Das Rezept für solche Produkte ist im Grunde ganz einfach: Junge Verleger wie etwa Andreas Rötzer, der seit 2004 den Verlag Matthes & Seitz Berlin leitet, machen Bücher und Lesungen nach dem eigenen Geschmack. Die meisten Lesungen findet der fünfunddreißigjährige Rötzer fürchterlich. Er lächelt, fast ein bisschen entschuldigend. Langweilig und uninspiriert sei ein Großteil der Veranstaltungen. Hinzu komme eine Art Scham über das Provisorische vieler Lesungen, bei denen der Autor seinem Text und dem Publikum hilflos ausgeliefert ist.
Aber natürlich weiß Rötzer, wie man es besser macht. "franja" heißt sein Geheimtipp für eine wirklich gute Lesung. franja, das ist ein Künstlerinnenduo, das gleich doppelte Kompetenz in Sachen Vermittlung vorweisen kann. Friederike Meltendorf ist Übersetzerin, Anja Tchepets Illustratorin. "Buchshow" nennen die beiden ihre mit Musik und Bildern kombinierte Leseperformance. Wer glaubt, dass hier durch viel Brimbamborium das Eigentliche, der Text nämlich, überdeckt wird, sollte sich eine der fein gearbeiteten Shows ansehen. Hier kann man lernen, wie aus der künstlerischen Auseinandersetzung mit einem Buch ein Ereignis entsteht, von dem das Publikum glänzend unterhalten wird. Wichtiger noch: Es ist ein Ereignis, das den Text als Ganzen zu einem sinnlichen Erlebnis werden lässt. "Natürlich ist so eine Show ein Aufwand, den man nicht in jedes Buch investieren kann", gibt Friederike Meltendorf zu. Deshalb macht franja Verlagen das Angebot, kleine Buchtrailer zu inszenieren, mit denen das Publikum zumindest schon mal neugierig gemacht werden kann.
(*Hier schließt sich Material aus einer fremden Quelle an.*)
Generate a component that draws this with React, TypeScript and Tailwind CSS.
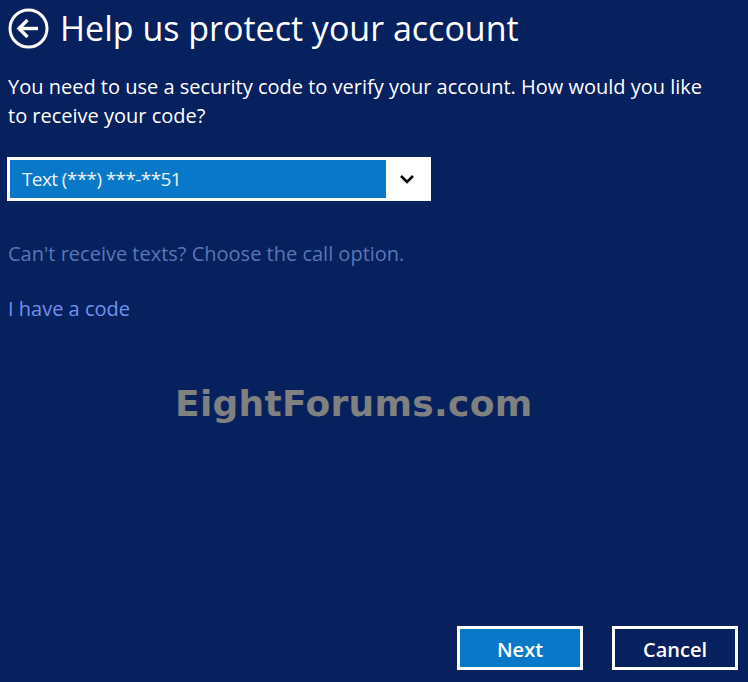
import React from "react";

export default function App() {
  return (
    <div
      className="relative w-[748px] h-[682px] bg-[#07205e] text-white flex flex-col overflow-hidden"
      style={{ fontFamily: '"Open Sans", "Noto Sans", sans-serif' }}
    >
      <div className="flex items-center pl-[8px] pt-[7px] h-[50px]">
        <svg width="41" height="41" viewBox="0 0 41 41" className="shrink-0">
          <circle cx="20.5" cy="20.5" r="18.5" fill="none" stroke="white" strokeWidth="3" />
          <path d="M11 20.5 H30" stroke="white" strokeWidth="3.4" fill="none" />
          <path d="M19.5 12 L11 20.5 L19.5 29" stroke="white" strokeWidth="3.4" fill="none" strokeLinejoin="miter" />
        </svg>
        <h1 className="ml-[11px] text-[34px] leading-none font-normal -mt-[1px]">
          Help us protect your account
        </h1>
      </div>

      <p className="mt-[22px] pl-[8px] pr-[20px] text-[20px] leading-[29px]">
        You need to use a security code to verify your account. How would you like
        <br />
        to receive your code?
      </p>

      <div className="mt-[27px] ml-[7px] w-[424px] h-[44px] bg-white p-[3px] flex">
        <div className="flex-1 bg-[#0a78c8] flex items-center pl-[12px] text-[19px] text-[#e8f2fb] tracking-[-0.6px]">
          Text (***) ***-**51
        </div>
        <div className="w-[42px] flex items-center justify-center">
          <svg width="16" height="10" viewBox="0 0 16 10">
            <path d="M2 2 L8 8 L14 2" stroke="black" strokeWidth="2.6" fill="none" />
          </svg>
        </div>
      </div>

      <p className="mt-[40px] pl-[8px] text-[20px] leading-[26px] text-[#5a77b4]">
        Can't receive texts? Choose the call option.
      </p>

      <p className="mt-[29px] pl-[8px] text-[20px] leading-[26px] text-[#6f92ef]">
        I have a code
      </p>

      <div
        className="absolute left-[175px] top-[386px] text-[36px] font-bold text-[#808080] leading-none tracking-[0.3px]"
        style={{ fontFamily: '"DejaVu Sans", Verdana, sans-serif' }}
      >
        EightForums.com
      </div>

      <div className="mt-auto mb-[12px] flex justify-end gap-[29px] pr-[10px]">
        <button className="w-[126px] h-[44px] pt-[3px] border-[3px] border-white bg-[#0a78c8] text-[20px] font-semibold text-white">
          Next
        </button>
        <button className="w-[126px] h-[44px] pt-[3px] border-[3px] border-white bg-[#07205e] text-[20px] font-semibold text-white">
          Cancel
        </button>
      </div>
    </div>
  );
}
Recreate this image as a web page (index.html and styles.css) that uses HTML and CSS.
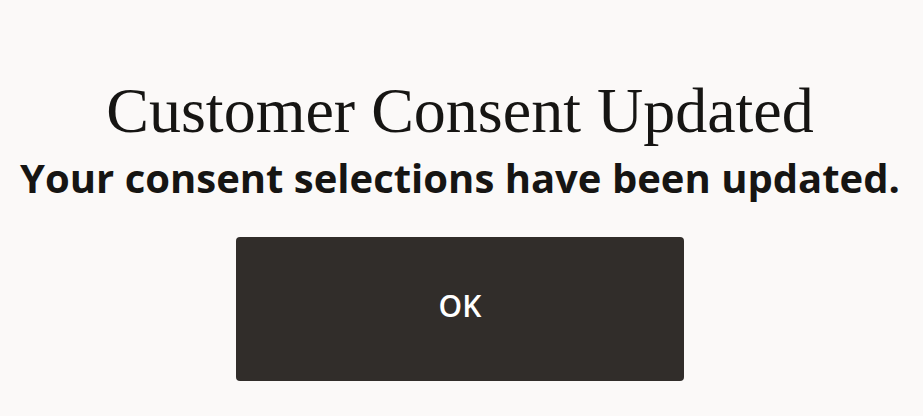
FILE: index.html
```html
<!DOCTYPE html>
<html lang="en">
<head>
<meta charset="utf-8">
<title>Customer Consent Updated</title>
<link rel="stylesheet" href="styles.css">
</head>
<body>
<main class="dialog">
  <h1 class="title">Customer Consent Updated</h1>
  <p class="message">Your consent selections have been updated.</p>
  <button class="ok-button" type="button">OK</button>
</main>
</body>
</html>
```
FILE: styles.css
```css
html, body {
  margin: 0;
  padding: 0;
  background: #fbf9f8;
  height: 100%;
}
.dialog {
  display: flex;
  flex-direction: column;
  align-items: center;
  padding: 76px 3px 0 0;
  color: #161513;
}
.title {
  margin: 0;
  font-family: "Liberation Serif", serif;
  font-weight: 400;
  font-size: 64px;
  line-height: 70px;
  white-space: nowrap;
}
.message {
  margin: 0;
  font-family: "Open Sans", sans-serif;
  font-weight: 700;
  font-size: 40px;
  line-height: 64px;
  white-space: nowrap;
}
.ok-button {
  margin-top: 27px;
  width: 448px;
  height: 144px;
  padding: 0 0 8px;
  border: none;
  border-radius: 4px;
  background: #312d2a;
  color: #ffffff;
  font-family: "Open Sans", sans-serif;
  font-weight: 600;
  font-size: 30px;
}
```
An diese kreativen Energien junger Büchermacher könnten die großen Verlage durchaus andocken. Dann könnten sie nicht nur das schäbige Image von Lesungen verbessern. Sie würden auch das Buchdesign wieder zu einer künstlerisch ernstzunehmenden Profession machen. Freuen sollte das vor allem die Marketing-Abteilungen: Man muss kein Experte sein, um vorauszusagen, dass sich ein Produkt nur durch Publikumsnähe und Qualität gleichermaßen auf dem Markt behaupten kann. Und man muss nur ein einfacher Besucher von Lesungen sein, um sich zu wünschen, dass auch die literarischen Abende vielleicht mal zu rauschenden Festen oder großen Experimenten werden.